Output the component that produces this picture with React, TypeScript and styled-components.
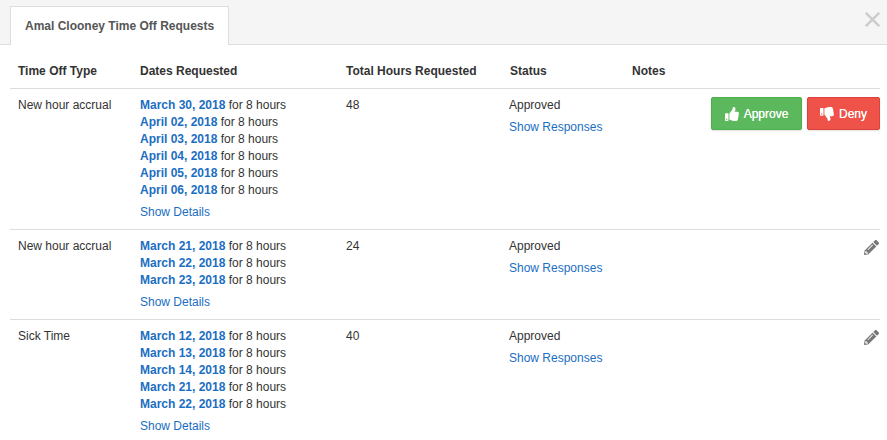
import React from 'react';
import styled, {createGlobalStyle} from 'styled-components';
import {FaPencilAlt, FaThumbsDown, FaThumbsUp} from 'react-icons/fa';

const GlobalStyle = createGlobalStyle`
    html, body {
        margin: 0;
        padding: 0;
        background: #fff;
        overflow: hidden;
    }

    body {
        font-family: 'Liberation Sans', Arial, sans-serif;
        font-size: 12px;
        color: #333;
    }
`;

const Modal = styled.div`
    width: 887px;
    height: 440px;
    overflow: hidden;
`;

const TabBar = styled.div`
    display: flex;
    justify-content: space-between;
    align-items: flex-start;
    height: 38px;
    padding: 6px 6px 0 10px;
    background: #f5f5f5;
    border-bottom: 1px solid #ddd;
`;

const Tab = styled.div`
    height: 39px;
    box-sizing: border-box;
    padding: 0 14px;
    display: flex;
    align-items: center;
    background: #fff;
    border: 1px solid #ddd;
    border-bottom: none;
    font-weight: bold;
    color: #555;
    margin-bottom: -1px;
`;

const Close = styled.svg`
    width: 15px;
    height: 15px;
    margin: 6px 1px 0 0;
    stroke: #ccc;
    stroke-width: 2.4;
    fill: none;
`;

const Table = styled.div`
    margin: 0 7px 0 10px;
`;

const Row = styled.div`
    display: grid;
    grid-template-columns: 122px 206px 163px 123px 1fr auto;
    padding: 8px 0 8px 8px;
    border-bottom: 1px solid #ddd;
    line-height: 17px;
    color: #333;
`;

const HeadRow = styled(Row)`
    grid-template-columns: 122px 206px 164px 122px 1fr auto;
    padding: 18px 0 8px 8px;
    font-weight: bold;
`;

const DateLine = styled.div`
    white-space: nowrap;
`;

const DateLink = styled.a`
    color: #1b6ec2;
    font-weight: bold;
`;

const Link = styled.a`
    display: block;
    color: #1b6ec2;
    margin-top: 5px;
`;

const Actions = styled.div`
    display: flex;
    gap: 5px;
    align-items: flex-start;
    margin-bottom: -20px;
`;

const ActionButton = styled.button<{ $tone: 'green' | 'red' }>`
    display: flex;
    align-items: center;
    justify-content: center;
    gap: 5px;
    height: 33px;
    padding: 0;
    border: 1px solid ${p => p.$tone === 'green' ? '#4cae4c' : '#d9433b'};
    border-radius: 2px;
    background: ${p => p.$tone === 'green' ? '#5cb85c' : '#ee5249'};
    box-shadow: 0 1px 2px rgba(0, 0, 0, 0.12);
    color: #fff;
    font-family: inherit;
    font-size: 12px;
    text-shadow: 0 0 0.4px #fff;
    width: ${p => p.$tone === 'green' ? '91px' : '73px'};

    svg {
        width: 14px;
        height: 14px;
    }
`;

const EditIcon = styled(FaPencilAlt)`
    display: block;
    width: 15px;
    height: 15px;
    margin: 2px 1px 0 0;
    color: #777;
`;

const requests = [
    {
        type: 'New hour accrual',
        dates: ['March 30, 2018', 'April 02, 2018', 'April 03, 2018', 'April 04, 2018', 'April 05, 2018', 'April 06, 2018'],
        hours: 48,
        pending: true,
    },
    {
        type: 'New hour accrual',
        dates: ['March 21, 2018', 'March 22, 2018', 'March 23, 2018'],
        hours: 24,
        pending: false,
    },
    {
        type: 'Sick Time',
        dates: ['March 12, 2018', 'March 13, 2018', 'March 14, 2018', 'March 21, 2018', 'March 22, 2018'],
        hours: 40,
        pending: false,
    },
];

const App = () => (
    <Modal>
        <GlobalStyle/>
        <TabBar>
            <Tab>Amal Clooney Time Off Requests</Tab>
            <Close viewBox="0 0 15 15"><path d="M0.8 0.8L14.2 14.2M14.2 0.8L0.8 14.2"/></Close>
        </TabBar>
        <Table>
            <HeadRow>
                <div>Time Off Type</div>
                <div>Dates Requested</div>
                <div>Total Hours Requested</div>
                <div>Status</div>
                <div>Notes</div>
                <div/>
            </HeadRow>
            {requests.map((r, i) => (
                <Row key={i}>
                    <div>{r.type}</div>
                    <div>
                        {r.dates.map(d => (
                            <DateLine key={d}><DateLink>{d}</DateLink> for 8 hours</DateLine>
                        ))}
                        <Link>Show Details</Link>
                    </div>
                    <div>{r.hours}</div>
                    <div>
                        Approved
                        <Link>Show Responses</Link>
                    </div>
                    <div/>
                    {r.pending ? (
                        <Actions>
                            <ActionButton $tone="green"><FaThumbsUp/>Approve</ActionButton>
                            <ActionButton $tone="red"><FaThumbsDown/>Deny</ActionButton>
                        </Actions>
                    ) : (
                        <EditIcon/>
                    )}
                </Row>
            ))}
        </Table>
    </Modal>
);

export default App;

===============

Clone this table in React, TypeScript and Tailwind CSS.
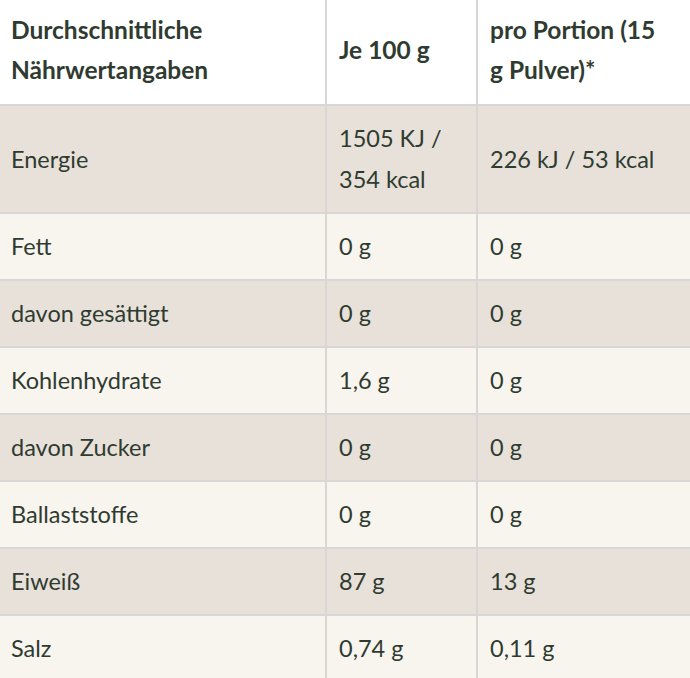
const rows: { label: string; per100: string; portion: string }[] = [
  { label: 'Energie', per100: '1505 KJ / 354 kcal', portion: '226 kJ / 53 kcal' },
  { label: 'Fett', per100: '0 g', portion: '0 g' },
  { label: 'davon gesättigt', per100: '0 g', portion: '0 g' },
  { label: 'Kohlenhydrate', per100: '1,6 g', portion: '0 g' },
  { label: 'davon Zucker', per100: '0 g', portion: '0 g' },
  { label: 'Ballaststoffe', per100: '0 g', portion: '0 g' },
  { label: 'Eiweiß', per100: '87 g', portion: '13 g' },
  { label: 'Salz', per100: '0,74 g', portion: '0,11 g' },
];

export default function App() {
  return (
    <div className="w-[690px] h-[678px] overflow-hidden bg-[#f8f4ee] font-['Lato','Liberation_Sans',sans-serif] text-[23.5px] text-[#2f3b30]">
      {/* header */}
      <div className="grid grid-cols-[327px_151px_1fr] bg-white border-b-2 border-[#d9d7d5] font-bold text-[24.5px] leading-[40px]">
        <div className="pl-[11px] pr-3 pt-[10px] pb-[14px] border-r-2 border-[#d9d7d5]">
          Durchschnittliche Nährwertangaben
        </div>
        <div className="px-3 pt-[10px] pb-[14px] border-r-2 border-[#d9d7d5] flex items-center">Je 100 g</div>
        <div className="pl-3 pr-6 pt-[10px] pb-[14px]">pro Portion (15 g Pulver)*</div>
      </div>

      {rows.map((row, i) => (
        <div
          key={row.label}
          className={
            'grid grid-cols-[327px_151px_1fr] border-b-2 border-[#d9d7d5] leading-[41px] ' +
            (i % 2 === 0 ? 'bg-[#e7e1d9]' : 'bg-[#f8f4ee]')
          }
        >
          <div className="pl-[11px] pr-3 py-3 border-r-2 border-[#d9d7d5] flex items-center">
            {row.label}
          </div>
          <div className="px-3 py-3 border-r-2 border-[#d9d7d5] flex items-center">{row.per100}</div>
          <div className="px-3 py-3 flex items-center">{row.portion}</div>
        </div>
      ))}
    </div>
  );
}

===============

• **Stated exercise**
Report all lines of the material that contain the word "TypeScript".

• **Exercise solution**
Output the component that produces this picture with React, TypeScript and styled-components.
Clone this table in React, TypeScript and Tailwind CSS.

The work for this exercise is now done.